== Exercise materials ==

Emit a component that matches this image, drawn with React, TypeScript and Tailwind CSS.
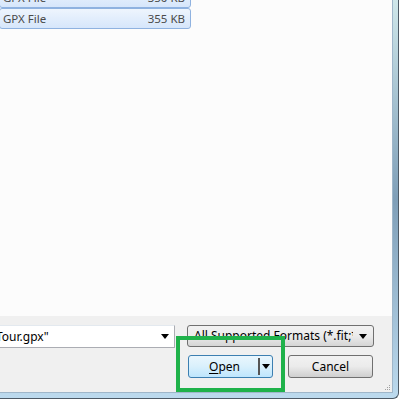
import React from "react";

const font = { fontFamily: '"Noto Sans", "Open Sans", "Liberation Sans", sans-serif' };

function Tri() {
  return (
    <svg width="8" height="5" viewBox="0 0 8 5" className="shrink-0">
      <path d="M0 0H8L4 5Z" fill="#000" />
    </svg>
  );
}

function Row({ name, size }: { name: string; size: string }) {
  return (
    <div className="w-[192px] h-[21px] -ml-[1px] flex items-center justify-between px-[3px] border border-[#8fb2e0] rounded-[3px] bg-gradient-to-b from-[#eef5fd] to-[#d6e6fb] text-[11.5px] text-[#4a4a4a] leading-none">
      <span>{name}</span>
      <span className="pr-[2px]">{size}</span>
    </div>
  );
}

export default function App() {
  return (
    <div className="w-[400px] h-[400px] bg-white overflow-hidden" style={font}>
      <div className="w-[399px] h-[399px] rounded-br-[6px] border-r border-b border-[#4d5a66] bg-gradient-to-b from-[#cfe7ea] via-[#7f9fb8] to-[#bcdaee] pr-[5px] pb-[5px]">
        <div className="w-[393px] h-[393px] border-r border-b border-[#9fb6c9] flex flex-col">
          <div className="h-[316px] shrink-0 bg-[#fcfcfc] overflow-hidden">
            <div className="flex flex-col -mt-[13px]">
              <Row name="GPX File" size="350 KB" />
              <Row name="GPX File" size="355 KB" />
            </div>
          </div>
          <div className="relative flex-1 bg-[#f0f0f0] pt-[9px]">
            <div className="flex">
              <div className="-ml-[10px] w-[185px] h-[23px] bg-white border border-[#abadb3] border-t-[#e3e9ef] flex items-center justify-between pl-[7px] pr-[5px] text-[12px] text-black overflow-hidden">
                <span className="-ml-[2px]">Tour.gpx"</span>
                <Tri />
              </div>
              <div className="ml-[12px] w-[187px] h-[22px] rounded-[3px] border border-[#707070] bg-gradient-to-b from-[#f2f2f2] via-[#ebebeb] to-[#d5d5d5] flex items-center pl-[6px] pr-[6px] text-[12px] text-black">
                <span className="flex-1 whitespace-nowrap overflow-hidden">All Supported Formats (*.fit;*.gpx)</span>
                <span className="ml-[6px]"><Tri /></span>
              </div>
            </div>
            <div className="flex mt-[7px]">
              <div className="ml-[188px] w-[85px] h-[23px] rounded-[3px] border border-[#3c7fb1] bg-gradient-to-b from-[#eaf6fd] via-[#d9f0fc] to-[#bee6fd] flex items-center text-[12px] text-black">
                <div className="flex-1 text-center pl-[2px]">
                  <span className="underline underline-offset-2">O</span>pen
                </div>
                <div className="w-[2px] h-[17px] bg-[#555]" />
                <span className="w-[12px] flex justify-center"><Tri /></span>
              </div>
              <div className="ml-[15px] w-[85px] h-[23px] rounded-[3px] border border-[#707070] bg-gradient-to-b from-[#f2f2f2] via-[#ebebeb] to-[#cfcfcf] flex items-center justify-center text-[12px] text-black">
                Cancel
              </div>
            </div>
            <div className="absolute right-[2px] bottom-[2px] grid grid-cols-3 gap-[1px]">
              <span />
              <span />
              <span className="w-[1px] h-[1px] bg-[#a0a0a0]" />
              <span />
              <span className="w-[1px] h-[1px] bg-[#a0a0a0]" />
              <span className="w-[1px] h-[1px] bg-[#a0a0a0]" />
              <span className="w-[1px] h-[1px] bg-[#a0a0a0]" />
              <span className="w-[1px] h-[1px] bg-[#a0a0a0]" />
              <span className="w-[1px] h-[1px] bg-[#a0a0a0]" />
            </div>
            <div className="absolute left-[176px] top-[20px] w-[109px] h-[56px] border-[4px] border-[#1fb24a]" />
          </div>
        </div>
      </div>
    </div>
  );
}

===
== Exercise materials ==

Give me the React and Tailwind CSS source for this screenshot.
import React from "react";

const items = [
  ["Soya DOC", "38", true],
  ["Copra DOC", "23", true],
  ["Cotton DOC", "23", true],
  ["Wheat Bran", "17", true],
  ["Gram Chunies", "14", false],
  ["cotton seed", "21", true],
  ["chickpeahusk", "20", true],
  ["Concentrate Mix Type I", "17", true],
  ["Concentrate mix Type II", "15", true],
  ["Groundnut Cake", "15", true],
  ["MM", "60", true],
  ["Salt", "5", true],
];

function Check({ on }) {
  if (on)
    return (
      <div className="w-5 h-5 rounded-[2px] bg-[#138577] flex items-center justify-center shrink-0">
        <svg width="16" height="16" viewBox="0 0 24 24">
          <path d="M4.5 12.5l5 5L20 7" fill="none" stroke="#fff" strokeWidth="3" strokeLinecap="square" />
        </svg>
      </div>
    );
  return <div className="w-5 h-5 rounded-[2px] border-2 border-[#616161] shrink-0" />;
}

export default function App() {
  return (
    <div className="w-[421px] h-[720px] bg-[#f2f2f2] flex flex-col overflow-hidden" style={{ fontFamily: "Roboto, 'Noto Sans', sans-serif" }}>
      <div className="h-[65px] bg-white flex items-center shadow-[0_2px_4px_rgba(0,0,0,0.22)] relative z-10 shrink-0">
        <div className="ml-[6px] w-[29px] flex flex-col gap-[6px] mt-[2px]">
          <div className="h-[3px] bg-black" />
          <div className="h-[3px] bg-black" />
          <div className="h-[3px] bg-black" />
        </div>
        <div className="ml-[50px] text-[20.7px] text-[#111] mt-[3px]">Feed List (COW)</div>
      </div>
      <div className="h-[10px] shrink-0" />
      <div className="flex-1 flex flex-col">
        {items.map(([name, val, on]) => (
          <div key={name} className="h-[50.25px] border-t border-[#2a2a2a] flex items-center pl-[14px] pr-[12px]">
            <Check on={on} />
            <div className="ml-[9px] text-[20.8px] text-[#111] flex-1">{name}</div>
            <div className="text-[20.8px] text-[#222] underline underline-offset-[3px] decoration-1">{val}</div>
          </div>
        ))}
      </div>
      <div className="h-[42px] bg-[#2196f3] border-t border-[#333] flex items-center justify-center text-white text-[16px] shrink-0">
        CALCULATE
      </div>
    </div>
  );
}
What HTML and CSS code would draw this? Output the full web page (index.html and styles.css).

===

* _Stated goal_:
Using the material above, gather every line that includes "this".

* _Final answer_:
Emit a component that matches this image, drawn with React, TypeScript and Tailwind CSS.
Give me the React and Tailwind CSS source for this screenshot.
What HTML and CSS code would draw this? Output the full web page (index.html and styles.css).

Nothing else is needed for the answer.